Description of the task - Go through the lines below and copy each one that holds the string "index".

Entries with page source code -
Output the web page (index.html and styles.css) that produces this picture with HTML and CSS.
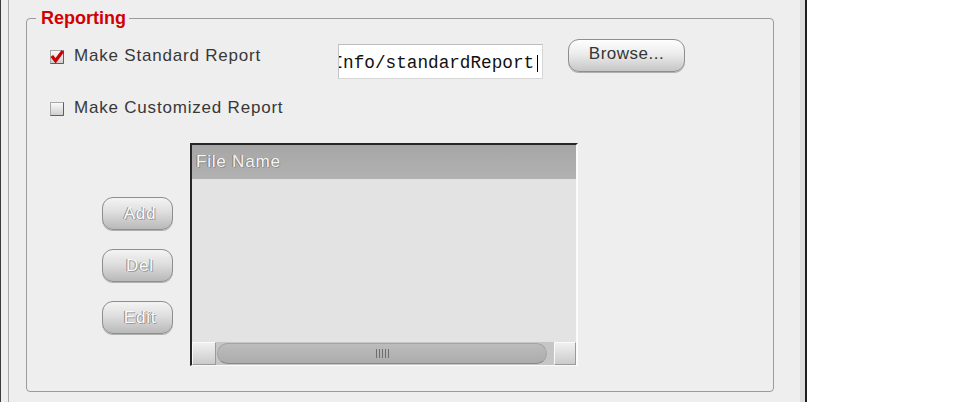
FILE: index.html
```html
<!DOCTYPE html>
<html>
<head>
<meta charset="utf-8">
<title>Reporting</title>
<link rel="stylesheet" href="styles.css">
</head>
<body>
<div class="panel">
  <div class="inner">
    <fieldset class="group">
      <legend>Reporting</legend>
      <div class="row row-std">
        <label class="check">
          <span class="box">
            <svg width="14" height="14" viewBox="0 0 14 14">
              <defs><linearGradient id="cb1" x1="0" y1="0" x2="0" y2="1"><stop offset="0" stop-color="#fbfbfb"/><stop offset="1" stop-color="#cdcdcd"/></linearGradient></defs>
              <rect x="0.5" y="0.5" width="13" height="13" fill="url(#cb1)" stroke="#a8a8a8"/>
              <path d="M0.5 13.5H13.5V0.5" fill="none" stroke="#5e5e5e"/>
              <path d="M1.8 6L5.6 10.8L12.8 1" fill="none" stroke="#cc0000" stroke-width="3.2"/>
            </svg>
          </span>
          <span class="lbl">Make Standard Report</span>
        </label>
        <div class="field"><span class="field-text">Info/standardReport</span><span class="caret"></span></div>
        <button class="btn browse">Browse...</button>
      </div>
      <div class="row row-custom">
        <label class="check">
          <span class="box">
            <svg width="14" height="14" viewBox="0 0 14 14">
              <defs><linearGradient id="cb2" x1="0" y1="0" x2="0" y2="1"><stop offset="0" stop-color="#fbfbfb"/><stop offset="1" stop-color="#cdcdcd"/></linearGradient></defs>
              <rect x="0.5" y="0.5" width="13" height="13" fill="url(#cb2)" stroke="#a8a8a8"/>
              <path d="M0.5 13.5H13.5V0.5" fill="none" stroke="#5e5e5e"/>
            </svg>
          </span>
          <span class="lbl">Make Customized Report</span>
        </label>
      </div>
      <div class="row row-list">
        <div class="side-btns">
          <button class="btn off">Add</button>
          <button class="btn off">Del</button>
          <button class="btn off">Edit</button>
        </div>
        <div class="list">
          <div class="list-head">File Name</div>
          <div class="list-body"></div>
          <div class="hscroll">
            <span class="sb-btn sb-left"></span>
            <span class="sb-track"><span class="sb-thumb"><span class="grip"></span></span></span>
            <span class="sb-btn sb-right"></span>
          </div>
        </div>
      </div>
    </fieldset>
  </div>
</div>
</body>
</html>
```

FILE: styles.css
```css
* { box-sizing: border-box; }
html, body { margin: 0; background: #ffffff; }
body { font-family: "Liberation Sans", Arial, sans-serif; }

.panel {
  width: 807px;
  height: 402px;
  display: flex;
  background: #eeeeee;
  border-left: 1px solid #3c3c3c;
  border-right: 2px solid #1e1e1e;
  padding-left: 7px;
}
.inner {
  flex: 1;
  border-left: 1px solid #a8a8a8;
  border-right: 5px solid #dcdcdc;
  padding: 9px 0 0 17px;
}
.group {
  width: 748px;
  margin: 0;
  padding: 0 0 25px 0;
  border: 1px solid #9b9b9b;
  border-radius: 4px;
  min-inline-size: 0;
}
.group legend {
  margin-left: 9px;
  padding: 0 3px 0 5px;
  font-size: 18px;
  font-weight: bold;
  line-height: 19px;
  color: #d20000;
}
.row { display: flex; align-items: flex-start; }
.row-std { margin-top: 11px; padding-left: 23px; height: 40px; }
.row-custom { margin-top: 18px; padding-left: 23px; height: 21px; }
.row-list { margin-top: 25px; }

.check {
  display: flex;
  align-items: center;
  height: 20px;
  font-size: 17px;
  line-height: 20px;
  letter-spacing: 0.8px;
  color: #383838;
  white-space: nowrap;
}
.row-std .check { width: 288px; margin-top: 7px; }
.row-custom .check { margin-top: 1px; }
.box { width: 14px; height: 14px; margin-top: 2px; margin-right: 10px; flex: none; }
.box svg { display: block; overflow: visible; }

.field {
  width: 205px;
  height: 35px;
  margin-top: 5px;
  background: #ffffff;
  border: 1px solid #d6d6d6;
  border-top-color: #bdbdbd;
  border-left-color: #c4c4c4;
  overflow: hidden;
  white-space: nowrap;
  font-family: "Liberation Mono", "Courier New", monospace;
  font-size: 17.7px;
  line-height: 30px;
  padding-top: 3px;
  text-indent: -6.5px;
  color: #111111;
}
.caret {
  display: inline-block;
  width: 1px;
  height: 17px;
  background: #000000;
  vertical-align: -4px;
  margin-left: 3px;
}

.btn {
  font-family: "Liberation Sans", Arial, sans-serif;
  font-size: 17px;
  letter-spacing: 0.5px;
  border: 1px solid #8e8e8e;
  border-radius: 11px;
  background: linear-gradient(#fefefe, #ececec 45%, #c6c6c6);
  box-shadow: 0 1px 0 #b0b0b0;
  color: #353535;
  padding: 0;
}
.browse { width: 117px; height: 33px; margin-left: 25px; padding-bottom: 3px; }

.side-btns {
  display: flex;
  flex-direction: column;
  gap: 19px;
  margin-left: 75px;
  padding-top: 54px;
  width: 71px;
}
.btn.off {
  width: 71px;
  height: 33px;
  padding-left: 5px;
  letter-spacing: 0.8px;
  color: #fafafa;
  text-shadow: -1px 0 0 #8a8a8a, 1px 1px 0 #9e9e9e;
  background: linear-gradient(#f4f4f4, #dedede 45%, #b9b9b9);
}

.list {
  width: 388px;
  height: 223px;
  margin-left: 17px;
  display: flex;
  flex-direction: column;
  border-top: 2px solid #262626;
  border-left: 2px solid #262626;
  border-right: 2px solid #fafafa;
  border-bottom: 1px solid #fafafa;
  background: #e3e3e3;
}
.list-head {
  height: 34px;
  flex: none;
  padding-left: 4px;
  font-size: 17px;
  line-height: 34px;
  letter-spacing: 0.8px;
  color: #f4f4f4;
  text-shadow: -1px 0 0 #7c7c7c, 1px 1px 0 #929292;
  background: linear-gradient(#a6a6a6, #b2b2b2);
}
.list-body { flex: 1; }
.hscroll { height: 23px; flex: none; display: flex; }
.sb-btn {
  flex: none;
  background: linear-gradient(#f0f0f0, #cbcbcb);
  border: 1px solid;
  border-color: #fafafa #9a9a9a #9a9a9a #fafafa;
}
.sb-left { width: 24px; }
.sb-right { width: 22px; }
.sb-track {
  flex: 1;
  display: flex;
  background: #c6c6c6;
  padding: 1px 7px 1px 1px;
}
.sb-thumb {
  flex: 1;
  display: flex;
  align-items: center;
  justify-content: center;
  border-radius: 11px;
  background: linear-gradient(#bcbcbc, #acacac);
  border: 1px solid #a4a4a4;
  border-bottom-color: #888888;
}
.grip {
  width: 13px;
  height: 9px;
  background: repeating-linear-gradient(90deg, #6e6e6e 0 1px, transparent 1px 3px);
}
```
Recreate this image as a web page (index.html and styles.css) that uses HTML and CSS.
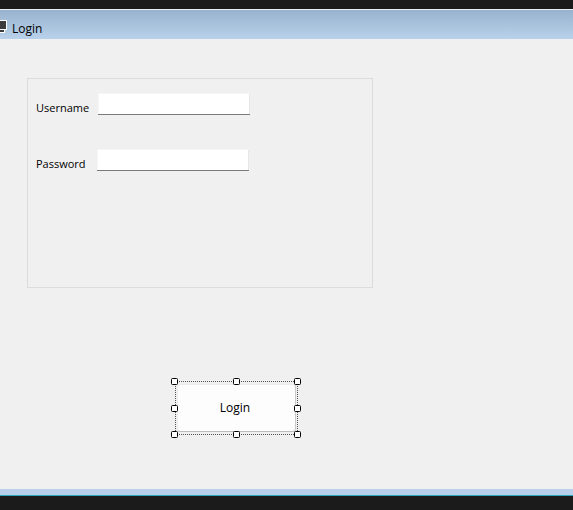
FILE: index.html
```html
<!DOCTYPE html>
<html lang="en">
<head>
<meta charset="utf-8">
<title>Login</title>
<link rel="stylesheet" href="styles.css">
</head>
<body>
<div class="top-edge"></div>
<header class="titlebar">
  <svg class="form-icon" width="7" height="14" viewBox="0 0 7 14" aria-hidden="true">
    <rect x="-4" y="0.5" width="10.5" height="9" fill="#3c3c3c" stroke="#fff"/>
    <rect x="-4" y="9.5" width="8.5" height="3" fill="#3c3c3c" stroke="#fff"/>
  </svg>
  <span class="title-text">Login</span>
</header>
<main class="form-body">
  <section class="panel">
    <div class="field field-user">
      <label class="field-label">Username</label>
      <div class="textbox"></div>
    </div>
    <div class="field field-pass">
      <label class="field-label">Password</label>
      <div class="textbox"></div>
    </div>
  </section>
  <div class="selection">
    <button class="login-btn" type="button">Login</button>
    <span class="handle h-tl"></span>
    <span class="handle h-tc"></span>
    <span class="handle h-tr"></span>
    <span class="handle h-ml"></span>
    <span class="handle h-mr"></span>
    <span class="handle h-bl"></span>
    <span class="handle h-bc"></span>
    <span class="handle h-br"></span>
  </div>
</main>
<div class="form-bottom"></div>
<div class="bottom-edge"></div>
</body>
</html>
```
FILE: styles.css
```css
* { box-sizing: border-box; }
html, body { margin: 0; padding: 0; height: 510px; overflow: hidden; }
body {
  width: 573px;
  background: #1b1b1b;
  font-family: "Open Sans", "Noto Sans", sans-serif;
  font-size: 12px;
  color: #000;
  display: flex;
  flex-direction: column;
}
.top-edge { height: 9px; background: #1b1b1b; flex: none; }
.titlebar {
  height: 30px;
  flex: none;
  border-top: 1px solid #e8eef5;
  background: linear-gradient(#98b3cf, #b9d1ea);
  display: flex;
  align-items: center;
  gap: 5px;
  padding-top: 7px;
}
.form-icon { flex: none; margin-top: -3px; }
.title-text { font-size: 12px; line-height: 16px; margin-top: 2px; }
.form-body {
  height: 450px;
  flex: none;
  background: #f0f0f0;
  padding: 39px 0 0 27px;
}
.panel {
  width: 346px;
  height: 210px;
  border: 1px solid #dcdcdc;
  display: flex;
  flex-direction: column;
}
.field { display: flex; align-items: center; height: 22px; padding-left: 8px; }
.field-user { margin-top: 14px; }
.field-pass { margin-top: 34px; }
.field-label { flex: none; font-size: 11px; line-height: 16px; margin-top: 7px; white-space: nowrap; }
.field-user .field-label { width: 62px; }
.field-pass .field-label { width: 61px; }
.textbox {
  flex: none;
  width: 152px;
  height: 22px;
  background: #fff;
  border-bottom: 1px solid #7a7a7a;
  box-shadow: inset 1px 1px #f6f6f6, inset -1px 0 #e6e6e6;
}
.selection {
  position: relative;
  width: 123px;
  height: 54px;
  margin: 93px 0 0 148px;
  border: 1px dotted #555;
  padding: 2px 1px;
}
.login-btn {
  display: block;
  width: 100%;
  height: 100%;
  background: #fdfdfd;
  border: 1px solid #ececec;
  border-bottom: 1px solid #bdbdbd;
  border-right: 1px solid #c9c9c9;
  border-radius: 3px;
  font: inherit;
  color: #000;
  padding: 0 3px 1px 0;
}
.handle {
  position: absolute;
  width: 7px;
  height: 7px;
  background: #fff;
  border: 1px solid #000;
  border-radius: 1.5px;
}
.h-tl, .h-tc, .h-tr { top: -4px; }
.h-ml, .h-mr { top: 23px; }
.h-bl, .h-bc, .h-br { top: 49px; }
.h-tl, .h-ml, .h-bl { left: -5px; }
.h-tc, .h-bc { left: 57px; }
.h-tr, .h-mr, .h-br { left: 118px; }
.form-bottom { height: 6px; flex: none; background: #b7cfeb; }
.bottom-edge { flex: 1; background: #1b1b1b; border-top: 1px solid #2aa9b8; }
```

Solution to this exercise -
Output the web page (index.html and styles.css) that produces this picture with HTML and CSS.
FILE: index.html
Recreate this image as a web page (index.html and styles.css) that uses HTML and CSS.
FILE: index.html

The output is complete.